Some ten minutes later, he was walking back to his command post when he was shot six times with a Bren gun. The first four bullets slammed into his leg, the fourth whacked him in the chest, and the sixth took off his right middle finger.
The shooter was not a German sniper: in fact, Doohan had been shot by a nervous, trigger-happy Canadian sentry. Fortunately, the cigarette case stopped the bullet that hit his chest. Doohan later joked it was the only time being a smoker saved his life.
After recovering, he learned to fly a Taylorcraft Auster Mark IV plane for the 666 (AOP) Squadron. By then, he was an officer with the Royal Canadian Artillery, supporting the 1st Army Group Royal Artillery at RAF Andover, Hampshire.
In early 1945, he flew his plane between two telegraph poles just to prove it could be done. He got into trouble for that, and everyone called him the “craziest pilot in the Canadian Air Force.”
After the war, he returned to Canada. Upon hearing a radio drama, he believed he could do a better job than the voice actors. Accordingly, Doohan switched his focus of study from technical schooling to drama.
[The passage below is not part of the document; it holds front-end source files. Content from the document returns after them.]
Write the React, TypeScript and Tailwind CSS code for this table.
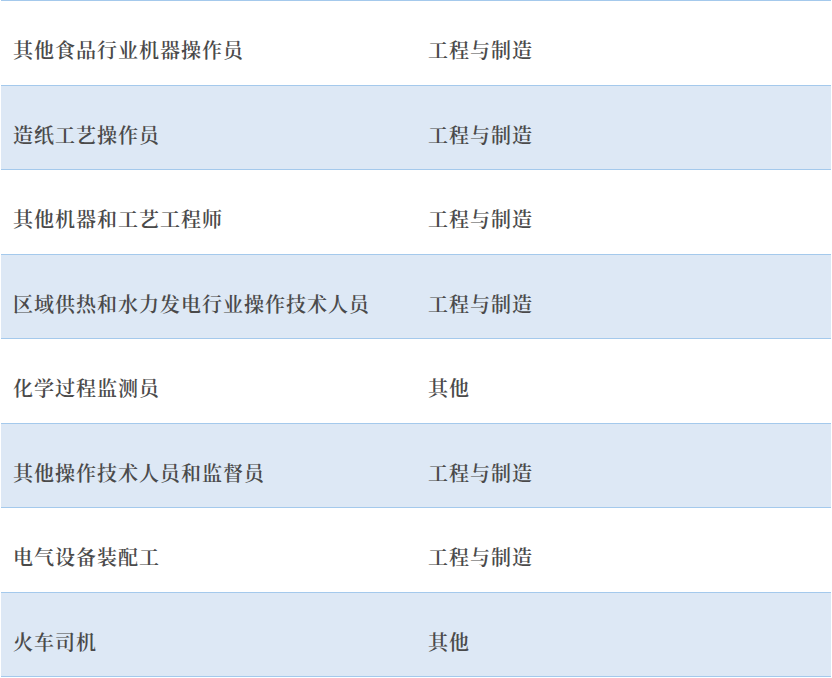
import React from "react";

const rows: [string, string][] = [
  ["其他食品行业机器操作员", "工程与制造"],
  ["造纸工艺操作员", "工程与制造"],
  ["其他机器和工艺工程师", "工程与制造"],
  ["区域供热和水力发电行业操作技术人员", "工程与制造"],
  ["化学过程监测员", "其他"],
  ["其他操作技术人员和监督员", "工程与制造"],
  ["电气设备装配工", "工程与制造"],
  ["火车司机", "其他"],
];

export default function App() {
  return (
    <div className="w-[832px] h-[678px] bg-white overflow-hidden">
      <div className="mx-[1px] border-t border-[#a4c9ec]">
        {rows.map(([a, b], i) => (
          <div
            key={i}
            className={`flex h-[84.5px] border-b border-[#a4c9ec] ${
              i % 2 === 1 ? "bg-[#dde8f5]" : "bg-white"
            }`}
          >
            <div className="w-[415px] pl-[12px] pt-[15px] flex items-center text-[20px] tracking-[1px] text-[#4a4a4a] font-semibold whitespace-nowrap [font-family:'Noto_Serif_CJK_SC','Noto_Sans_CJK_SC',serif]">
              {a}
            </div>
            <div className="flex-1 pl-[12px] pt-[15px] flex items-center text-[20px] tracking-[1px] text-[#4a4a4a] font-semibold whitespace-nowrap [font-family:'Noto_Serif_CJK_SC','Noto_Sans_CJK_SC',serif]">
              {b}
            </div>
          </div>
        ))}
      </div>
    </div>
  );
}
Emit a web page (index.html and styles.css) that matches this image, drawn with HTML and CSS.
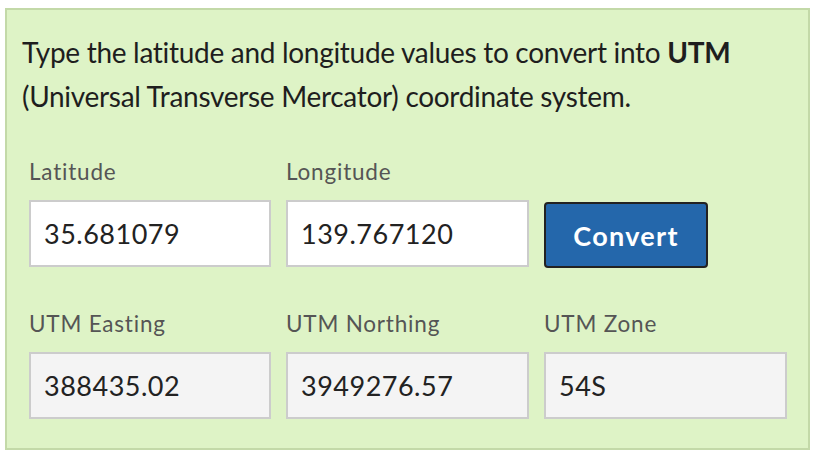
FILE: index.html
```html
<!DOCTYPE html>
<html lang="en">
<head>
  <meta charset="UTF-8" />
  <title>Lat/Long to UTM</title>
  <link rel="stylesheet" href="styles.css">
</head>
<body>
  <div class="converter">
    <p class="intro">Type the latitude and longitude values to convert into <b>UTM</b> (Universal Transverse Mercator) coordinate system.</p>

    <div class="row">
      <div class="field">
        <label for="lat">Latitude</label>
        <input id="lat" type="text" value="35.681079">
      </div>
      <div class="field">
        <label for="lon">Longitude</label>
        <input id="lon" type="text" value="139.767120">
      </div>
      <div class="field field-btn">
        <button class="convert-btn">Convert</button>
      </div>
    </div>

    <div class="row row-out">
      <div class="field">
        <label>UTM Easting</label>
        <div class="output">388435.02</div>
      </div>
      <div class="field">
        <label>UTM Northing</label>
        <div class="output">3949276.57</div>
      </div>
      <div class="field">
        <label>UTM Zone</label>
        <div class="output">54S</div>
      </div>
    </div>
  </div>
</body>
</html>
```

FILE: styles.css
```css
* {
  box-sizing: border-box;
  margin: 0;
  padding: 0;
}

body {
  font-family: Lato, 'Noto Sans', sans-serif;
  background-color: #fff;
  color: #222;
  padding: 8px 11px 0 5px;
}

/* Caja principal */
.converter {
  background-color: #def3c6;
  border: 2px solid #c3d9a8;
  padding: 20px 15px 29px 15px;
}

.intro {
  font-size: 28px;
  line-height: 44px;
  letter-spacing: -0.3px;
  color: #1e1e1e;
}

.intro b {
  font-weight: bold;
}

.row {
  display: grid;
  grid-template-columns: 242px 243px 243px;
  column-gap: 15px;
  margin: 40px 0 0 7px;
}

.row-out {
  margin-top: 43px;
}

.field label {
  display: block;
  font-size: 22.5px;
  line-height: 28px;
  letter-spacing: 0.8px;
  color: #555;
  margin-bottom: 14px;
}

.field input,
.field .output {
  display: block;
  width: 100%;
  height: 67px;
  border: 2px solid #ccc;
  background-color: #fff;
  font-family: inherit;
  font-size: 27px;
  letter-spacing: 0.5px;
  color: #222;
  padding: 0 13px;
  outline: none;
}

.field .output {
  background-color: #f4f4f4;
  line-height: 63px;
}

.field-btn {
  display: flex;
  align-items: flex-end;
}

.convert-btn {
  width: 164px;
  height: 66px;
  margin-bottom: -1px;
  background-color: #2467ab;
  color: #fff;
  border: 2px solid #222;
  border-radius: 4px;
  font-family: inherit;
  font-size: 27px;
  font-weight: bold;
  letter-spacing: 1.3px;
  cursor: pointer;
}
```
His first job was with CBC radio on January 12, 1946. He would go on to do 4,000 shows on radio, 450 on TV, and earn a reputation as the most versatile voice actor in the business.
In 1965 he was assured of a place in film history when he landed—and helped develop—the role of Montgomery “Scotty” Scott in Star Trek. In addition to playing the role of Chief Engineer for the starship Enterprise, Doohan also helped create the Klingon and Vulcan languages for the show.
He became so iconic that fans credited him with their interest in engineering, astronomy, and other technical fields. Among these was the engineer-turned-astronaut, Neil Armstrong, who personally thanked Doohan in 2004.
Doohan died in 2005. To honor him, a Falcon 9 rocket took some of his ashes into space.
Two years later, the Scottish town of Linlithgow claimed him as one of their own with a predictive commemorative plaque. “Predictive” because it claims he will be born there on 2222.